Early in the year, aim for a composite in the mid 40s to low 50s. That range suggests you have a foundation that can grow into a 3 or 4 with steady practice. Focus first on building vocabulary and reading maps, then use the calculator to set stretch goals every four to six weeks.

How can I move from a predicted 3 to a predicted 4?

The biggest jump usually comes from improving accuracy on stimulus based MCQ items and earning one or two additional points on each FRQ. Work on analyzing data tables and maps quickly, then practice writing two sentence explanations that include both a geographic term and a real example. Those small upgrades can raise your composite score by 8 to 10 points.

Does a strong FRQ score compensate for weak MCQ accuracy?

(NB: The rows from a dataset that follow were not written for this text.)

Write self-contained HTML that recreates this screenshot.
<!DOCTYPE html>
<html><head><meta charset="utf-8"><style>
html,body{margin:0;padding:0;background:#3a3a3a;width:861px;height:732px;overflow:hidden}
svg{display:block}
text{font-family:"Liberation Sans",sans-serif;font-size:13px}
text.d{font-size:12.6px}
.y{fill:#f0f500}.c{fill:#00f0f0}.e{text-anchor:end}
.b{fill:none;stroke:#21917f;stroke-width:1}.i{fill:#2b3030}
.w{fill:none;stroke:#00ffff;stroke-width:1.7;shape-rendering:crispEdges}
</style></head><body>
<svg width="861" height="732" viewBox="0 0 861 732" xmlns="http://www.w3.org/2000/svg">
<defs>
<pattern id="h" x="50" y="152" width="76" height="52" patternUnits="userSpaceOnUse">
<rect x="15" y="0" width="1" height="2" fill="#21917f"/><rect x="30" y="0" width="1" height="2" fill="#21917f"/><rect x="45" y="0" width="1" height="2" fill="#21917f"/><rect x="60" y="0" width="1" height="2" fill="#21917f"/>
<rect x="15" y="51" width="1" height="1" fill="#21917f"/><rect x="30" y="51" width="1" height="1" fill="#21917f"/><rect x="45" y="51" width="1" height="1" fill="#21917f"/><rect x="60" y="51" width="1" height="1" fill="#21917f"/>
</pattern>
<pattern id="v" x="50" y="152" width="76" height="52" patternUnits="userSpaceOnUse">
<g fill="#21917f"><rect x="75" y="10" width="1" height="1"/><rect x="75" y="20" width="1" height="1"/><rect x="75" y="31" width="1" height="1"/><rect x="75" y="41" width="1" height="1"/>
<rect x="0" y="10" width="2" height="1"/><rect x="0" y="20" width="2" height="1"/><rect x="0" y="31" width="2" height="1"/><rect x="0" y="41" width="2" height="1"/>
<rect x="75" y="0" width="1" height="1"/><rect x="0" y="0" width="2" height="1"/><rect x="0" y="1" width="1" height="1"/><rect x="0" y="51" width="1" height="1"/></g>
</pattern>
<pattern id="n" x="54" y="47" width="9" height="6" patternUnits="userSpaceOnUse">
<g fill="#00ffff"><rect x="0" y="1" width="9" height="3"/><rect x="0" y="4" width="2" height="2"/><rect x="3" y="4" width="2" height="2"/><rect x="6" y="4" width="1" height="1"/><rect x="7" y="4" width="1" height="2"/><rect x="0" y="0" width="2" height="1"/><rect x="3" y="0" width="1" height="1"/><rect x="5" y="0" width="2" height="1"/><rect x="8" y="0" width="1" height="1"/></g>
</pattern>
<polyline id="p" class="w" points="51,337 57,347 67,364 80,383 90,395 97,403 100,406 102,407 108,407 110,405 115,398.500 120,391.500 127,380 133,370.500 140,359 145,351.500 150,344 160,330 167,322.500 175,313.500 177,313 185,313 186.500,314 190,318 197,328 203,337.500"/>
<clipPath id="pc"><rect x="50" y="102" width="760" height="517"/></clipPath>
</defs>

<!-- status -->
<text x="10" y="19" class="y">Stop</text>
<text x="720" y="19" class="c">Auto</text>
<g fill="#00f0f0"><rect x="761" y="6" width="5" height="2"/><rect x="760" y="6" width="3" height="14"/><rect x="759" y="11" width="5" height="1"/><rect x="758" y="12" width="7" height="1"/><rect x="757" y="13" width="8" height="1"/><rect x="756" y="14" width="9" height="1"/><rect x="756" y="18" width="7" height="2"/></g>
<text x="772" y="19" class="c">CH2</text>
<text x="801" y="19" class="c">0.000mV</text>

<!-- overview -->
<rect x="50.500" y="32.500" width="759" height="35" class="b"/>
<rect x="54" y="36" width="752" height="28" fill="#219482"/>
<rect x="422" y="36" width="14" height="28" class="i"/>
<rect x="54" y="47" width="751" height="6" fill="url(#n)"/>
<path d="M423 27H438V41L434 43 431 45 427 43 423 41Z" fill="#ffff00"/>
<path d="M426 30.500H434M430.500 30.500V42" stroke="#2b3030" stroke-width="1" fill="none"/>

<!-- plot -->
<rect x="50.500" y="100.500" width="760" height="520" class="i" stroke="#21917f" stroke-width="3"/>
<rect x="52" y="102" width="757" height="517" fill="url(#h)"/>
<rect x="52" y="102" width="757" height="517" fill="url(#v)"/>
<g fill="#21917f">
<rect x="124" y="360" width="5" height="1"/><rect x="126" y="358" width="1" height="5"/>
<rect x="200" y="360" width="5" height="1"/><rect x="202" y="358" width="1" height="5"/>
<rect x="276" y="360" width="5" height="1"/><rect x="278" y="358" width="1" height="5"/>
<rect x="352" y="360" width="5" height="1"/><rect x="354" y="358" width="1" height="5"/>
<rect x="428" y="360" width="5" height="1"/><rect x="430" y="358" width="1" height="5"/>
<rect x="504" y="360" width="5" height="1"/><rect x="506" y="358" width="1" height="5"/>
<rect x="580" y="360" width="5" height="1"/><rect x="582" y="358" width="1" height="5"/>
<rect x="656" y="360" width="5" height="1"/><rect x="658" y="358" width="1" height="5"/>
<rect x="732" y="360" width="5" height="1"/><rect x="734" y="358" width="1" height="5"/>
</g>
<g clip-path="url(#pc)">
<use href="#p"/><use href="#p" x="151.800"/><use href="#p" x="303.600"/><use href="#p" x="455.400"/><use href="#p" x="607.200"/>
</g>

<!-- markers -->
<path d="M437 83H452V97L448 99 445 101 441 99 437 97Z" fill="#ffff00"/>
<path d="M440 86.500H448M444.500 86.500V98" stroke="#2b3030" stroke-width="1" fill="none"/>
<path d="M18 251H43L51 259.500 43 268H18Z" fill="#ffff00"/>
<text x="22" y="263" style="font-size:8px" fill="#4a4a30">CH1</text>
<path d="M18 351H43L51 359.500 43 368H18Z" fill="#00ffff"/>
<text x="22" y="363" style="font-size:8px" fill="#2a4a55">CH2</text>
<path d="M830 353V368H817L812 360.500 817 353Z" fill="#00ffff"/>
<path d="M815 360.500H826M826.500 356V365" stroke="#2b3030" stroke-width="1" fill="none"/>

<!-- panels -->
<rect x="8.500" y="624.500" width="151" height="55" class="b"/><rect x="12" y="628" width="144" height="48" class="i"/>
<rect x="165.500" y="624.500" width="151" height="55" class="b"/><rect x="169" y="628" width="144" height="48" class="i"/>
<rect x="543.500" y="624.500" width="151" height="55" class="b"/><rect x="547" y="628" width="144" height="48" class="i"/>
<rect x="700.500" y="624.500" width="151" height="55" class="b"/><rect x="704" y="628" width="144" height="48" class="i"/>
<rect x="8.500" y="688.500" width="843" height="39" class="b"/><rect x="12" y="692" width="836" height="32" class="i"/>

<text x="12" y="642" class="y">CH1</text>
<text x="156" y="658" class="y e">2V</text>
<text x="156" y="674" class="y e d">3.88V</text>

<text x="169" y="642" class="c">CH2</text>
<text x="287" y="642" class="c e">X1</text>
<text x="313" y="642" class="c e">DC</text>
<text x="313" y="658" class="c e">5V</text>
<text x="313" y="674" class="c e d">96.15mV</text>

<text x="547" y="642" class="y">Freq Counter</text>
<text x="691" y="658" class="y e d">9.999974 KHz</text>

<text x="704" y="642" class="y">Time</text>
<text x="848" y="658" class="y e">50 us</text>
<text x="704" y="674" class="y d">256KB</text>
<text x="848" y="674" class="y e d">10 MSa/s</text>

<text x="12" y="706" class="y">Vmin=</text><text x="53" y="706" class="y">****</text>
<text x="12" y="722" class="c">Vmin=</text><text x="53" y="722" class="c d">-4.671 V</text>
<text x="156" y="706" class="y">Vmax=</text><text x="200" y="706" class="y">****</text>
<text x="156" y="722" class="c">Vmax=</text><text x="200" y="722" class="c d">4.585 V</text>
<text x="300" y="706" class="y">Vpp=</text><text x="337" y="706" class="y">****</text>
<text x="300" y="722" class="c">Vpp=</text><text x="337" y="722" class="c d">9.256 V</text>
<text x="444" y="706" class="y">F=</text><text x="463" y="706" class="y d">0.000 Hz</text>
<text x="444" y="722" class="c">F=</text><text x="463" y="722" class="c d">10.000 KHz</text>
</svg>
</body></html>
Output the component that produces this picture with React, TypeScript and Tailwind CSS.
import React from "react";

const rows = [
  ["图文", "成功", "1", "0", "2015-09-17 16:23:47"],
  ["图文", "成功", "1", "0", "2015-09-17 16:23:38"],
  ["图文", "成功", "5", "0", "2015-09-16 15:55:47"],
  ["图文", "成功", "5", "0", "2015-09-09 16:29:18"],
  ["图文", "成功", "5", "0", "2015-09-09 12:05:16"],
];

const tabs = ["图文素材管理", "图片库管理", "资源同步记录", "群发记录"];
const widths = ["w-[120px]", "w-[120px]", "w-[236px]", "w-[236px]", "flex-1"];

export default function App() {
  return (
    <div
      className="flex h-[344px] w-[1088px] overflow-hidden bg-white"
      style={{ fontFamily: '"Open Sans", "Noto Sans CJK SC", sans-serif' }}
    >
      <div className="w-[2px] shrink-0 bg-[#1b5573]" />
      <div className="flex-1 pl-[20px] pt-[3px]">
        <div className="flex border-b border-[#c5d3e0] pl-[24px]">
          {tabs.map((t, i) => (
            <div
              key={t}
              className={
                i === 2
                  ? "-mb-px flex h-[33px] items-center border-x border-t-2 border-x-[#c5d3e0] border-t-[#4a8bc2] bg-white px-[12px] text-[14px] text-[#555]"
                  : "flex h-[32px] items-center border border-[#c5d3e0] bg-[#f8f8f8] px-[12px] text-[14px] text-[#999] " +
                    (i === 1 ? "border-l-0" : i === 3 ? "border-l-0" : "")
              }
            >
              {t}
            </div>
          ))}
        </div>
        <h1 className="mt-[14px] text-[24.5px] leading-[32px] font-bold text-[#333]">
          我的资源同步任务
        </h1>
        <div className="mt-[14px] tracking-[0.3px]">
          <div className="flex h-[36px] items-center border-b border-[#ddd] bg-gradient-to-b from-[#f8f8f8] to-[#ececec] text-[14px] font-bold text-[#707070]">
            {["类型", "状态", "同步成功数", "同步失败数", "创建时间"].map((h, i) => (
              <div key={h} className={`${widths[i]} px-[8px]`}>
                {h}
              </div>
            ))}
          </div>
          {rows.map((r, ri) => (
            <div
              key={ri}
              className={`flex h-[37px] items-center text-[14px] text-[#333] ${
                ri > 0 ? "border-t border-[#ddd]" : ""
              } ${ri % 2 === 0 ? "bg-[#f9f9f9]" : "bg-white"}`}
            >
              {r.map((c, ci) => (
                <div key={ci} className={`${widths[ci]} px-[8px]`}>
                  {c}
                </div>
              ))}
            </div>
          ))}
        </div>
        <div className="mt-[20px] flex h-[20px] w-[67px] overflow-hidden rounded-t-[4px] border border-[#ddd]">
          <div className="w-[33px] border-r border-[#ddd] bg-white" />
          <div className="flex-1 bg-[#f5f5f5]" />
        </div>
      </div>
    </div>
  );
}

Strong FRQs help, but the MCQ section is worth more. A student who earns 18 out of 21 on FRQs but only 30 correct MCQ answers will still be near the 3 range. The most reliable path to a higher score is a balanced approach, which is why the calculator shows the weighted points for each section.

When should I switch to the strict or lenient scale?

If your teacher reports that practice tests feel easier than recent released exams, use the strict scale to avoid overestimating your score. If you are practicing with older tests that were considered more difficult or if you are using challenging teacher made items, the lenient scale can provide a more realistic prediction. Consistency is the most important factor, so choose one scale and stick with it for a full study cycle.

With regular use, the Albert io score calculator becomes a roadmap rather than a single snapshot. Use it after every practice set, track your composite trend, and pair the data with targeted study actions. That combination of measurement and deliberate practice is the fastest way to build confidence for test day.